**SUPPLIED RECORDS:**
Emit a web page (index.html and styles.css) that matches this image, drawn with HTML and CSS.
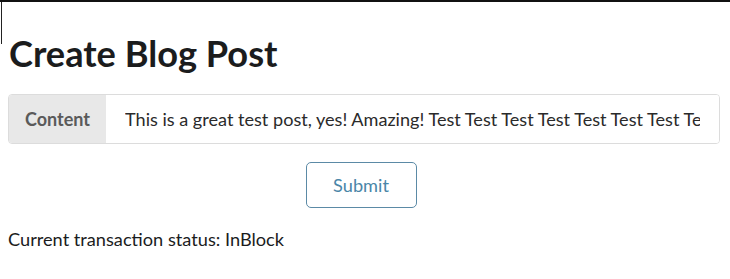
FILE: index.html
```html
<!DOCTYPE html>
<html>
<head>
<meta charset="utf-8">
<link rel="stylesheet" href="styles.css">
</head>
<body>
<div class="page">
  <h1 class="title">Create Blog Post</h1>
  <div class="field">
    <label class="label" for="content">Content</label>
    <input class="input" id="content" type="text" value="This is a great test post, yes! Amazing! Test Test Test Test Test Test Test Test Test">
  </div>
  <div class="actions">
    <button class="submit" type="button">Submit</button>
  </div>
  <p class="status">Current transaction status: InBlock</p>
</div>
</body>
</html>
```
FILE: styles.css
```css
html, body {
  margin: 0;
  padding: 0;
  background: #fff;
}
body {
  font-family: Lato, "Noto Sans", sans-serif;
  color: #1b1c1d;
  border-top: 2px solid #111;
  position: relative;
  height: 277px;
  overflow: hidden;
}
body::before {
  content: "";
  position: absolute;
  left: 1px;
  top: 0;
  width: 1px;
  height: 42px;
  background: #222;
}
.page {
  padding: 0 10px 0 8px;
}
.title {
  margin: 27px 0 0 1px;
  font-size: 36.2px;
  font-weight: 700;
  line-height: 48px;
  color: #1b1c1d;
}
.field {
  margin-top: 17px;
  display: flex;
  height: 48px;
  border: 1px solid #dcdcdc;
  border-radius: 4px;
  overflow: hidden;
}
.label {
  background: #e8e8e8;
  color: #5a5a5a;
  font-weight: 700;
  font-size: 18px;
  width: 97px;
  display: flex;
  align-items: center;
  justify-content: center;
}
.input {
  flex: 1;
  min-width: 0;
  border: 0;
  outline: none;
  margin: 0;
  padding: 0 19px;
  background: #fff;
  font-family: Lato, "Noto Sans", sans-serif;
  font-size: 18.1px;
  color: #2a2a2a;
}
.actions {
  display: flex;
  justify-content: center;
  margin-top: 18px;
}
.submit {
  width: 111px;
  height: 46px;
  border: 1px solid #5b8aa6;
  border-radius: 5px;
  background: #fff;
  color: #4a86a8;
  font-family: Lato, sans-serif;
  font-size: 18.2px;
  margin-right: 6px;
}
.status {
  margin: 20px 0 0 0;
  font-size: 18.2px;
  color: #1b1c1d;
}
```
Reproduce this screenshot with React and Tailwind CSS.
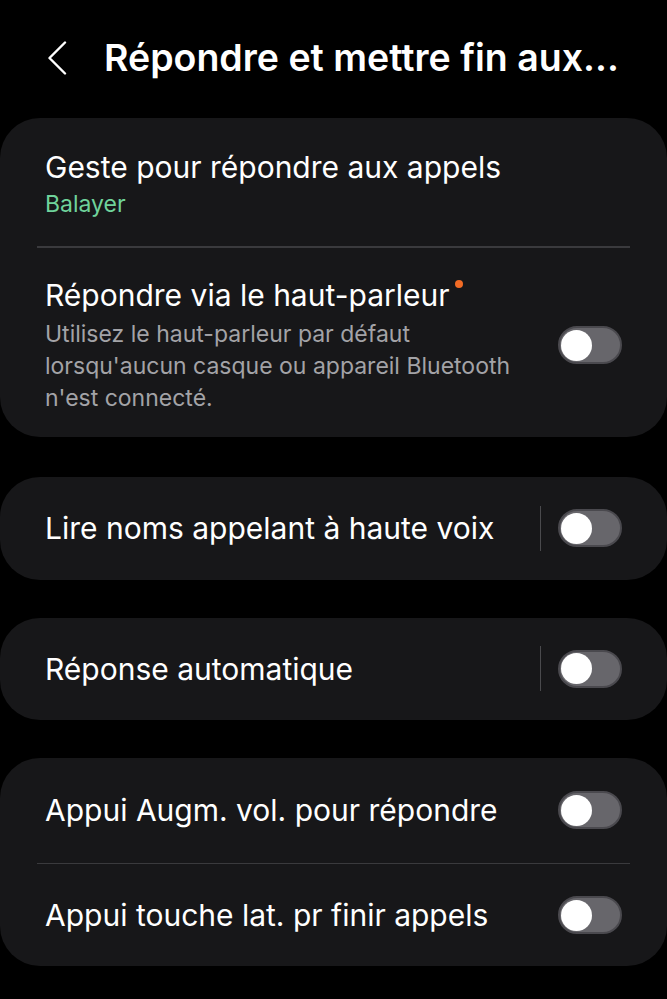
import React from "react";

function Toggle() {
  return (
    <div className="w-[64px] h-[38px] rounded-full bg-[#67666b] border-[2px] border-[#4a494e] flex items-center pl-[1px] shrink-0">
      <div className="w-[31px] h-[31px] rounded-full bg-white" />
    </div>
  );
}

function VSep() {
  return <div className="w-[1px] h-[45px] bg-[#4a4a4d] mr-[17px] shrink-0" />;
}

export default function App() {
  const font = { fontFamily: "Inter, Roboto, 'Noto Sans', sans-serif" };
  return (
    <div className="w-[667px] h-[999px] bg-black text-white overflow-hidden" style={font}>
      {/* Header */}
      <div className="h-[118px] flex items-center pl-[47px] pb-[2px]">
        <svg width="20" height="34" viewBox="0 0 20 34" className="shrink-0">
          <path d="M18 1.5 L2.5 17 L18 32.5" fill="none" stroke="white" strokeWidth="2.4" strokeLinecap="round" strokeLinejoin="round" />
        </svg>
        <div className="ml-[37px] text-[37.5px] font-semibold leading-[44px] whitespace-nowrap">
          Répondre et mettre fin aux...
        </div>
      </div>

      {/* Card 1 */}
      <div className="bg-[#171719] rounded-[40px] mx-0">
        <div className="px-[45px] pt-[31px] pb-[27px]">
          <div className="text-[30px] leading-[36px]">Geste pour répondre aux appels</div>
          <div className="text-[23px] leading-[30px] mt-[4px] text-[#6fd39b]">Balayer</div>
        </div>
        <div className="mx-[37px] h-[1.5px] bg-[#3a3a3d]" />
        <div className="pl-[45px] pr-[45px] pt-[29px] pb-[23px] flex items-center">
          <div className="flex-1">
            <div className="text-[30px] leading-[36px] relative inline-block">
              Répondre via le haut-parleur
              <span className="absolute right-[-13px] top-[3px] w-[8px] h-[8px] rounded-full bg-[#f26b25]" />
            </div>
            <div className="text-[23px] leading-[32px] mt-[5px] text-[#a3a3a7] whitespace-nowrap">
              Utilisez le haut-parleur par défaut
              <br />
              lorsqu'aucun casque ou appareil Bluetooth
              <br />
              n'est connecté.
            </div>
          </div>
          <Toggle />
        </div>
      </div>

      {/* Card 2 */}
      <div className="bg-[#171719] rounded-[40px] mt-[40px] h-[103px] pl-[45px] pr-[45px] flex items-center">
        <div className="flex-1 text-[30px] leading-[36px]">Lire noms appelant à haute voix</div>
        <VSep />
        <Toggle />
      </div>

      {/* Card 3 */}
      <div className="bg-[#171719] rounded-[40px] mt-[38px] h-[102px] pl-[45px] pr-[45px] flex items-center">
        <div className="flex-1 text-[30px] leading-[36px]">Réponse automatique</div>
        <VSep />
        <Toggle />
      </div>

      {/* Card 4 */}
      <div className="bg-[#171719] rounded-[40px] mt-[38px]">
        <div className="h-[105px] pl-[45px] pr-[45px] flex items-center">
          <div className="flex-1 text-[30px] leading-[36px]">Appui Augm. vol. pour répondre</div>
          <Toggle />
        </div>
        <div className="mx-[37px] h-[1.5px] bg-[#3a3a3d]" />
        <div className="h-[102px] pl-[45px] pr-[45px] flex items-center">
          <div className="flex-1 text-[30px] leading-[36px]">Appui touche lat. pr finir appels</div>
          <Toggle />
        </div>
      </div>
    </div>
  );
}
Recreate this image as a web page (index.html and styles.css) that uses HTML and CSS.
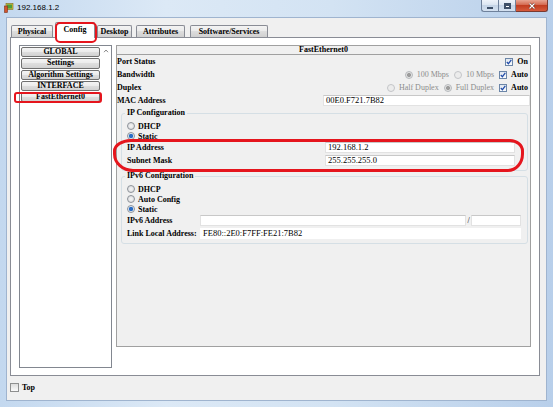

**SHORT PROBLEM:**
Transcribe each entry above exactly, apart from the pictures.

**WRITTEN RESPONSE:**
Emit a web page (index.html and styles.css) that matches this image, drawn with HTML and CSS.
FILE: index.html
```html
<!DOCTYPE html>
<html>
<head>
<meta charset="utf-8">
<link rel="stylesheet" href="styles.css">
</head>
<body>
<div class="page">
  <h1 class="title">Create Blog Post</h1>
  <div class="field">
    <label class="label" for="content">Content</label>
    <input class="input" id="content" type="text" value="This is a great test post, yes! Amazing! Test Test Test Test Test Test Test Test Test">
  </div>
  <div class="actions">
    <button class="submit" type="button">Submit</button>
  </div>
  <p class="status">Current transaction status: InBlock</p>
</div>
</body>
</html>
```
FILE: styles.css
```css
html, body {
  margin: 0;
  padding: 0;
  background: #fff;
}
body {
  font-family: Lato, "Noto Sans", sans-serif;
  color: #1b1c1d;
  border-top: 2px solid #111;
  position: relative;
  height: 277px;
  overflow: hidden;
}
body::before {
  content: "";
  position: absolute;
  left: 1px;
  top: 0;
  width: 1px;
  height: 42px;
  background: #222;
}
.page {
  padding: 0 10px 0 8px;
}
.title {
  margin: 27px 0 0 1px;
  font-size: 36.2px;
  font-weight: 700;
  line-height: 48px;
  color: #1b1c1d;
}
.field {
  margin-top: 17px;
  display: flex;
  height: 48px;
  border: 1px solid #dcdcdc;
  border-radius: 4px;
  overflow: hidden;
}
.label {
  background: #e8e8e8;
  color: #5a5a5a;
  font-weight: 700;
  font-size: 18px;
  width: 97px;
  display: flex;
  align-items: center;
  justify-content: center;
}
.input {
  flex: 1;
  min-width: 0;
  border: 0;
  outline: none;
  margin: 0;
  padding: 0 19px;
  background: #fff;
  font-family: Lato, "Noto Sans", sans-serif;
  font-size: 18.1px;
  color: #2a2a2a;
}
.actions {
  display: flex;
  justify-content: center;
  margin-top: 18px;
}
.submit {
  width: 111px;
  height: 46px;
  border: 1px solid #5b8aa6;
  border-radius: 5px;
  background: #fff;
  color: #4a86a8;
  font-family: Lato, sans-serif;
  font-size: 18.2px;
  margin-right: 6px;
}
.status {
  margin: 20px 0 0 0;
  font-size: 18.2px;
  color: #1b1c1d;
}
```
Reproduce this screenshot with React and Tailwind CSS.
import React from "react";

function Toggle() {
  return (
    <div className="w-[64px] h-[38px] rounded-full bg-[#67666b] border-[2px] border-[#4a494e] flex items-center pl-[1px] shrink-0">
      <div className="w-[31px] h-[31px] rounded-full bg-white" />
    </div>
  );
}

function VSep() {
  return <div className="w-[1px] h-[45px] bg-[#4a4a4d] mr-[17px] shrink-0" />;
}

export default function App() {
  const font = { fontFamily: "Inter, Roboto, 'Noto Sans', sans-serif" };
  return (
    <div className="w-[667px] h-[999px] bg-black text-white overflow-hidden" style={font}>
      {/* Header */}
      <div className="h-[118px] flex items-center pl-[47px] pb-[2px]">
        <svg width="20" height="34" viewBox="0 0 20 34" className="shrink-0">
          <path d="M18 1.5 L2.5 17 L18 32.5" fill="none" stroke="white" strokeWidth="2.4" strokeLinecap="round" strokeLinejoin="round" />
        </svg>
        <div className="ml-[37px] text-[37.5px] font-semibold leading-[44px] whitespace-nowrap">
          Répondre et mettre fin aux...
        </div>
      </div>

      {/* Card 1 */}
      <div className="bg-[#171719] rounded-[40px] mx-0">
        <div className="px-[45px] pt-[31px] pb-[27px]">
          <div className="text-[30px] leading-[36px]">Geste pour répondre aux appels</div>
          <div className="text-[23px] leading-[30px] mt-[4px] text-[#6fd39b]">Balayer</div>
        </div>
        <div className="mx-[37px] h-[1.5px] bg-[#3a3a3d]" />
        <div className="pl-[45px] pr-[45px] pt-[29px] pb-[23px] flex items-center">
          <div className="flex-1">
            <div className="text-[30px] leading-[36px] relative inline-block">
              Répondre via le haut-parleur
              <span className="absolute right-[-13px] top-[3px] w-[8px] h-[8px] rounded-full bg-[#f26b25]" />
            </div>
            <div className="text-[23px] leading-[32px] mt-[5px] text-[#a3a3a7] whitespace-nowrap">
              Utilisez le haut-parleur par défaut
              <br />
              lorsqu'aucun casque ou appareil Bluetooth
              <br />
              n'est connecté.
            </div>
          </div>
          <Toggle />
        </div>
      </div>

      {/* Card 2 */}
      <div className="bg-[#171719] rounded-[40px] mt-[40px] h-[103px] pl-[45px] pr-[45px] flex items-center">
        <div className="flex-1 text-[30px] leading-[36px]">Lire noms appelant à haute voix</div>
        <VSep />
        <Toggle />
      </div>

      {/* Card 3 */}
      <div className="bg-[#171719] rounded-[40px] mt-[38px] h-[102px] pl-[45px] pr-[45px] flex items-center">
        <div className="flex-1 text-[30px] leading-[36px]">Réponse automatique</div>
        <VSep />
        <Toggle />
      </div>

      {/* Card 4 */}
      <div className="bg-[#171719] rounded-[40px] mt-[38px]">
        <div className="h-[105px] pl-[45px] pr-[45px] flex items-center">
          <div className="flex-1 text-[30px] leading-[36px]">Appui Augm. vol. pour répondre</div>
          <Toggle />
        </div>
        <div className="mx-[37px] h-[1.5px] bg-[#3a3a3d]" />
        <div className="h-[102px] pl-[45px] pr-[45px] flex items-center">
          <div className="flex-1 text-[30px] leading-[36px]">Appui touche lat. pr finir appels</div>
          <Toggle />
        </div>
      </div>
    </div>
  );
}
Recreate this image as a web page (index.html and styles.css) that uses HTML and CSS.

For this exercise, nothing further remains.